Can you find the lines of the listing that include "this" and copy every one?

(Stored records)
———
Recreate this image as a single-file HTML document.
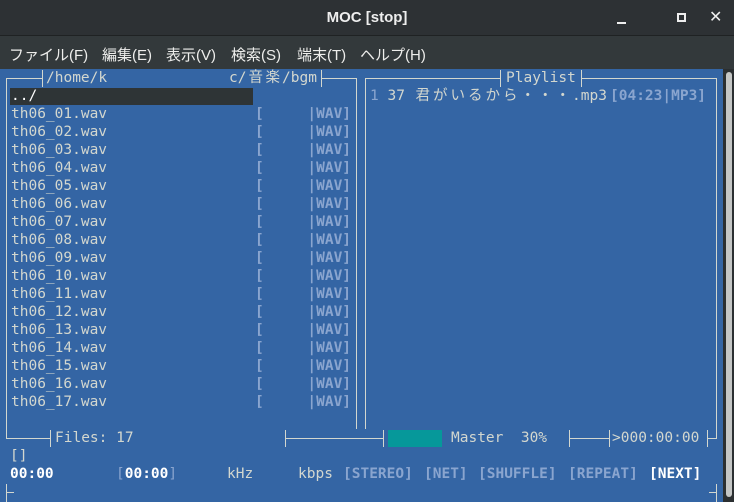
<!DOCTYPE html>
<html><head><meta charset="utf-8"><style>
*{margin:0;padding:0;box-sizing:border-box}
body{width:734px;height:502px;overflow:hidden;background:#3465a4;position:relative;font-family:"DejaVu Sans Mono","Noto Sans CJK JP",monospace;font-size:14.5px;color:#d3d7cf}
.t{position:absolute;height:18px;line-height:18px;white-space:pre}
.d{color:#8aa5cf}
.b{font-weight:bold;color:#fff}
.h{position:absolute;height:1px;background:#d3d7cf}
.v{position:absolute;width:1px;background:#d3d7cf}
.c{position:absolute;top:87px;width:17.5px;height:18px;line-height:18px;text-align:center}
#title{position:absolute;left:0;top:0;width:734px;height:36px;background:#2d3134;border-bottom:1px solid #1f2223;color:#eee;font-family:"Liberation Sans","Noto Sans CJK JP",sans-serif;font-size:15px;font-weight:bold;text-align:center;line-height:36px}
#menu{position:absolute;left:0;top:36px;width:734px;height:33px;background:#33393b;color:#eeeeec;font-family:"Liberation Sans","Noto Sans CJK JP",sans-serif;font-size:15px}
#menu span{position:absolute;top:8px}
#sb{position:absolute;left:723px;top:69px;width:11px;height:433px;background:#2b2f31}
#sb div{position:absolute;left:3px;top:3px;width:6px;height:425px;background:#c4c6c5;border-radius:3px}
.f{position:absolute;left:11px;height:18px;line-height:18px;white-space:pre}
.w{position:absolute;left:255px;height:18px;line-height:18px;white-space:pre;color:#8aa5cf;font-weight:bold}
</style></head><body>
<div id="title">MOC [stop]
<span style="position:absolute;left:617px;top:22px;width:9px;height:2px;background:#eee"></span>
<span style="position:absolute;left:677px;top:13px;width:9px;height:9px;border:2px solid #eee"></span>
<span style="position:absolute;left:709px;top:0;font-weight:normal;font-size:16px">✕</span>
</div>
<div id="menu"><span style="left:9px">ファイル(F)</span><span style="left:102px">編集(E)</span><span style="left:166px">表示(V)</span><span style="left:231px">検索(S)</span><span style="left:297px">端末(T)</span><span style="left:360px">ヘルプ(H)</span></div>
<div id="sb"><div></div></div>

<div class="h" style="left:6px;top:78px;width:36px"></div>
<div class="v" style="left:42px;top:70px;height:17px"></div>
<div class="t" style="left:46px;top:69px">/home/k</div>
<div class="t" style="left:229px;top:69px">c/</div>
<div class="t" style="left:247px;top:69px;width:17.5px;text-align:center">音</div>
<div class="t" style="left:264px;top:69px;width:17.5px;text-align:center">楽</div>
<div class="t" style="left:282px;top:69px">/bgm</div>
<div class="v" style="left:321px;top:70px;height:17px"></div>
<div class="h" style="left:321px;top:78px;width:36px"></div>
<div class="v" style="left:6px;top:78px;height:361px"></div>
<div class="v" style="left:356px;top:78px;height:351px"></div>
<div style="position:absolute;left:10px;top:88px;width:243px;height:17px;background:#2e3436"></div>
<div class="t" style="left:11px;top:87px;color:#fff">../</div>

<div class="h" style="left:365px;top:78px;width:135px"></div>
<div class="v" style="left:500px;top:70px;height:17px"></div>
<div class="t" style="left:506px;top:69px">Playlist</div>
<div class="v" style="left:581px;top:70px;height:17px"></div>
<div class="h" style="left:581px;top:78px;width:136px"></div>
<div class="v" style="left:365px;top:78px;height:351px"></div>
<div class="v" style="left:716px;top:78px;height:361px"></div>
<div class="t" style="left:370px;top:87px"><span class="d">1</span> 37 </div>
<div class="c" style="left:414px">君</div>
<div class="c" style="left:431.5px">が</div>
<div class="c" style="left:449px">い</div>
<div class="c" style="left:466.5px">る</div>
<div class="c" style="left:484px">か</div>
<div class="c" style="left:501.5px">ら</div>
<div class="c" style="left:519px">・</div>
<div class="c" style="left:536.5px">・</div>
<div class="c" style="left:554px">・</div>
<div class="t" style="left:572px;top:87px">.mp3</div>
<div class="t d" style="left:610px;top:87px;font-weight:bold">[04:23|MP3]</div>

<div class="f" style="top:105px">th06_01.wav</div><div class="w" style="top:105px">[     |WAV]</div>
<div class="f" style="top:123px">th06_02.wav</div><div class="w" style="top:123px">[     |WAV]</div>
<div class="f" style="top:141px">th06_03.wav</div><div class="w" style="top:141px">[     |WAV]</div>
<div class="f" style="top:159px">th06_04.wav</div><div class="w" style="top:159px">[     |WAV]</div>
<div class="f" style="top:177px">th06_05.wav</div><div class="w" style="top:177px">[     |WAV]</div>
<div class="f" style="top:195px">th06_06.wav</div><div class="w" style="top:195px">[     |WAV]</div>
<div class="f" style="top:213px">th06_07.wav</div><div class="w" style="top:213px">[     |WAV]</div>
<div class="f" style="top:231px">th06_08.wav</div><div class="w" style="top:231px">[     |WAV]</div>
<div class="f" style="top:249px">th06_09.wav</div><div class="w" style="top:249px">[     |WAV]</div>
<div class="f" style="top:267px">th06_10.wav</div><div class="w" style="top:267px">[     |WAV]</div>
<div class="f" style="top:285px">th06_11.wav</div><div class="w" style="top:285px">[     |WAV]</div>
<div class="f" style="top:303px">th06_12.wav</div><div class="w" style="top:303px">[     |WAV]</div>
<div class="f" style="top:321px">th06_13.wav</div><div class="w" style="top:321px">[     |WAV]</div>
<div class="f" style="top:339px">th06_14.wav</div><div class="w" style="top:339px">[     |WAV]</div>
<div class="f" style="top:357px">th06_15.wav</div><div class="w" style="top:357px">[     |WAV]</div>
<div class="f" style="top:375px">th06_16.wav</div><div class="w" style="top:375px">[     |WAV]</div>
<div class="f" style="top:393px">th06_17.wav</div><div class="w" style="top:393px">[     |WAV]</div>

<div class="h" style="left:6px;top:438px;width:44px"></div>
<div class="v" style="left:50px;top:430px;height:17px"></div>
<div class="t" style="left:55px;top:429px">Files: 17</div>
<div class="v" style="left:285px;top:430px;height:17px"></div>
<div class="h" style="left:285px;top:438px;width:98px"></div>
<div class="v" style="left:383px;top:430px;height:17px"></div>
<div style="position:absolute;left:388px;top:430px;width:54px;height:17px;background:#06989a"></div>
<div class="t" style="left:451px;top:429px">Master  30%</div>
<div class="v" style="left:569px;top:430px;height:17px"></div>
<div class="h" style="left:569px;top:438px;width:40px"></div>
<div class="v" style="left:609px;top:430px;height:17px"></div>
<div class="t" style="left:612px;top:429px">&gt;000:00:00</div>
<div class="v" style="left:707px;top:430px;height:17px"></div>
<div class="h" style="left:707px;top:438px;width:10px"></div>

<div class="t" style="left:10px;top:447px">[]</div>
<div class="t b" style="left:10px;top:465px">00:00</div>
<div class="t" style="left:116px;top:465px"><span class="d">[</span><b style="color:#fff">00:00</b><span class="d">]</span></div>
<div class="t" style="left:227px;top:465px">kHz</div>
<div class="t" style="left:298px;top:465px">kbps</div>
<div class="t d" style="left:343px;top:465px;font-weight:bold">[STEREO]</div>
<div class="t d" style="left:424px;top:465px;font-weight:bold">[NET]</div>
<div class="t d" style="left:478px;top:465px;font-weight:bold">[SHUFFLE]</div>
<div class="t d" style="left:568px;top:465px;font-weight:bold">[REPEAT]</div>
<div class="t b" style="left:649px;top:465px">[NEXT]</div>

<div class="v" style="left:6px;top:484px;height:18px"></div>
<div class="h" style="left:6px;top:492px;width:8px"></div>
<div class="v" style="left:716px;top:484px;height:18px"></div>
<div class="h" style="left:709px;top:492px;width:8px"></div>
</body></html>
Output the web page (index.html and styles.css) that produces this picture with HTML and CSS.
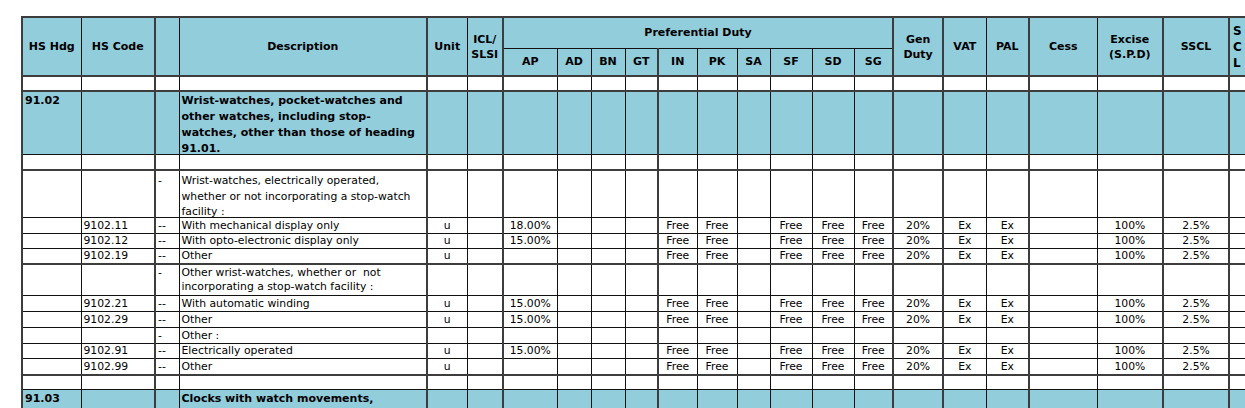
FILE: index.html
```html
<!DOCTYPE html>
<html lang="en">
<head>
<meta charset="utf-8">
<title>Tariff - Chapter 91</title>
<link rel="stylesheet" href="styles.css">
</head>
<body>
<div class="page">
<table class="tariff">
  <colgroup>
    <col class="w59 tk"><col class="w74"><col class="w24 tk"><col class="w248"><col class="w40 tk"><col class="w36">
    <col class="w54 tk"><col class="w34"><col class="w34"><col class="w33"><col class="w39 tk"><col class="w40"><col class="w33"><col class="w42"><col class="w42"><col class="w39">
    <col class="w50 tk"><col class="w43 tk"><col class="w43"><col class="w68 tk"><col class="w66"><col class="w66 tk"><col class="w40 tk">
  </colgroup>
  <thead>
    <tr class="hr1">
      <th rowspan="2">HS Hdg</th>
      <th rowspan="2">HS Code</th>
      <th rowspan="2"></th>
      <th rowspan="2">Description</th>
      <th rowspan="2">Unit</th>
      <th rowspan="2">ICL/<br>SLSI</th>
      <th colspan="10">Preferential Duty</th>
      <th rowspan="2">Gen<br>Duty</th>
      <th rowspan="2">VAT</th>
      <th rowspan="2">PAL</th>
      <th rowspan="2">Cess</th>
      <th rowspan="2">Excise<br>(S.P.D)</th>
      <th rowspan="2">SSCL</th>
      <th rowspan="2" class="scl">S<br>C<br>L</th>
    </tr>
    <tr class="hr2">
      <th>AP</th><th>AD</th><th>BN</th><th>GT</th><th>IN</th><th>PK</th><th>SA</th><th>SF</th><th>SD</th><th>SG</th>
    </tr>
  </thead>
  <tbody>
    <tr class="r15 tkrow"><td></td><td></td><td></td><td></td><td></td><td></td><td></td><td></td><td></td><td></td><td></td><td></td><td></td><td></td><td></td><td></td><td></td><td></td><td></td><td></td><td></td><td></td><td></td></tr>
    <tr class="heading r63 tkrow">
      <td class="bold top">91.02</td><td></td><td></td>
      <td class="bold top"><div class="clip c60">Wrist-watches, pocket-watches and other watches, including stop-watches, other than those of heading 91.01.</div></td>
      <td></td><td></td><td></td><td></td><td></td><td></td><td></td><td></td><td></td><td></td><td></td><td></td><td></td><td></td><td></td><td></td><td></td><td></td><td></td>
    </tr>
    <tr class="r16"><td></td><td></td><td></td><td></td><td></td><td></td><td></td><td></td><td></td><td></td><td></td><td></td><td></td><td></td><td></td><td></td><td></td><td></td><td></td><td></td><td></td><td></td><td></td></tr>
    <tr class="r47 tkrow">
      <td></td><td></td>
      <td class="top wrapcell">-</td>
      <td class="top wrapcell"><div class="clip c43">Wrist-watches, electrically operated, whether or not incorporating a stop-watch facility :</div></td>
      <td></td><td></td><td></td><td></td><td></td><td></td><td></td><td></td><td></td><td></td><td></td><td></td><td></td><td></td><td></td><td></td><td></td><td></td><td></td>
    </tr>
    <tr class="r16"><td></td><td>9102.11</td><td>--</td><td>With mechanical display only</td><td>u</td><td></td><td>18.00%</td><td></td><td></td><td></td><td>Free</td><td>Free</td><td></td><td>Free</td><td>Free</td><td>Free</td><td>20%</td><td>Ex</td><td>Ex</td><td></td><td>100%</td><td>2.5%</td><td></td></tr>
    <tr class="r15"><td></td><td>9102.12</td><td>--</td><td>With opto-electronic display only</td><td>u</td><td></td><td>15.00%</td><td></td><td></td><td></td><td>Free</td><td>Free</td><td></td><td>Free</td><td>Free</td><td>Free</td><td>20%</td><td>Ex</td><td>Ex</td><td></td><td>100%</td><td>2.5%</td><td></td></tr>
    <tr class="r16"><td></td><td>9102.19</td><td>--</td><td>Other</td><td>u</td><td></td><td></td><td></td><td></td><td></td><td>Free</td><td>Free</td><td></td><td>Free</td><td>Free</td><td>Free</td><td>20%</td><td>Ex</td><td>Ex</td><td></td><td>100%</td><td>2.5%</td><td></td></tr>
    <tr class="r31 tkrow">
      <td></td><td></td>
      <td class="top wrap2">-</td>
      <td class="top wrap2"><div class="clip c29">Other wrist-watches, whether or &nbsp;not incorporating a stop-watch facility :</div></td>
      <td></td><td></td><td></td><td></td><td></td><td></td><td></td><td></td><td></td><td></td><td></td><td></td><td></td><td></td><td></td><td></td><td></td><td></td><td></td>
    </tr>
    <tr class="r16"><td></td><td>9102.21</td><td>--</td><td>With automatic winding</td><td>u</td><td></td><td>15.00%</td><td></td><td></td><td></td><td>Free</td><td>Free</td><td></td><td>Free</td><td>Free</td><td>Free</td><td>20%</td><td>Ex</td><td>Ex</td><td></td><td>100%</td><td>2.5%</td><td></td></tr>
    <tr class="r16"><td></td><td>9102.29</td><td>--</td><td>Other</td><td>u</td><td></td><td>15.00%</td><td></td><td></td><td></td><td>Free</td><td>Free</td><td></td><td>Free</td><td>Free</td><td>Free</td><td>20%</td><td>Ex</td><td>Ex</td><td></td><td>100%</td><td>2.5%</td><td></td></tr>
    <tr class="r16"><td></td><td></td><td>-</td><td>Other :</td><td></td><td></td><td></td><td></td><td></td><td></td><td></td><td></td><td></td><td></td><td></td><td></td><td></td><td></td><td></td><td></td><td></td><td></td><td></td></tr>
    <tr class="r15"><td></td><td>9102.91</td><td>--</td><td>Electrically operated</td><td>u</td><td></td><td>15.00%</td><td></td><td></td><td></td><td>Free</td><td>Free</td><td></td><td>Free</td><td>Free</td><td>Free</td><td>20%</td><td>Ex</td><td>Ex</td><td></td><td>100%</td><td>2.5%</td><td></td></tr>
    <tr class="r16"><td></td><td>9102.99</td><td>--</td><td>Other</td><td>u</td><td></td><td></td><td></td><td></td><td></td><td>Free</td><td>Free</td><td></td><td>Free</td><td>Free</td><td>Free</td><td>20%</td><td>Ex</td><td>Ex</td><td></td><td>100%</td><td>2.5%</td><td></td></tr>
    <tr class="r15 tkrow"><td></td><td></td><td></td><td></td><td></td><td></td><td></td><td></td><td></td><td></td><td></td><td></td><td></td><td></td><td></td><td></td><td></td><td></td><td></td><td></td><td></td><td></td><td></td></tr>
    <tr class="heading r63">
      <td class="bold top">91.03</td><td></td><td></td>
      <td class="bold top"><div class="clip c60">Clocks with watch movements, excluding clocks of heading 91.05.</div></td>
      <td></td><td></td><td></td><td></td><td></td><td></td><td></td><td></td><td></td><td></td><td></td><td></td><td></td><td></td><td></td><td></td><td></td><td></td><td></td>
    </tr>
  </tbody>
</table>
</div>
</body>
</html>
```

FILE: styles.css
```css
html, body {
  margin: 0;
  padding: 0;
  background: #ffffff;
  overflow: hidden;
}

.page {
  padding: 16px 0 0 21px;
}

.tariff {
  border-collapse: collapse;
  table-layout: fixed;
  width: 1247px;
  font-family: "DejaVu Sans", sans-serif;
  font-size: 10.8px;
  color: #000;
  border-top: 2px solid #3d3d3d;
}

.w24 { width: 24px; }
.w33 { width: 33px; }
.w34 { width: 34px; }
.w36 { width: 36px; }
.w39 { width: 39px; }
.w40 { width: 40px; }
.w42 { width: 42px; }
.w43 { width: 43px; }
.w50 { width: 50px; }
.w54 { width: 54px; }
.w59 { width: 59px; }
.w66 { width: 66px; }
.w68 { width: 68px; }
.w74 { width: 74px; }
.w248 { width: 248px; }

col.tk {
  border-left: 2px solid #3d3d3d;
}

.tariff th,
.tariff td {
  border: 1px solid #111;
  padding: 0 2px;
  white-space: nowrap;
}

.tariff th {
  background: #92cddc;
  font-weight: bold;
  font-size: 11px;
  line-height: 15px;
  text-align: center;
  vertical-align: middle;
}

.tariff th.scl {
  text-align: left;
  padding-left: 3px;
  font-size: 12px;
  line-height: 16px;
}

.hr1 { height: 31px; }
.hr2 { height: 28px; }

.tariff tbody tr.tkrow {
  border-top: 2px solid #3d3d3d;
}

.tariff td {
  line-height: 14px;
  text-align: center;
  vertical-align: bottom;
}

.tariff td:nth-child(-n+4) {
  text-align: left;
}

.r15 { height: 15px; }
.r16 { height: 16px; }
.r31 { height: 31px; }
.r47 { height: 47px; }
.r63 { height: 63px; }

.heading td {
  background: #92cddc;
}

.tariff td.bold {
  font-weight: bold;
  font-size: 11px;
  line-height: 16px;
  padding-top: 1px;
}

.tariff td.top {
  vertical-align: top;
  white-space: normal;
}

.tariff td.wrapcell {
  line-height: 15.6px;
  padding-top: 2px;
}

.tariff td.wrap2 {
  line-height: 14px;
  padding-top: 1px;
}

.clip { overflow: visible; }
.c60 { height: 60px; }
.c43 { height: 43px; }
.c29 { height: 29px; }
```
———
Written reply –
Recreate this image as a single-file HTML document.
Output the web page (index.html and styles.css) that produces this picture with HTML and CSS.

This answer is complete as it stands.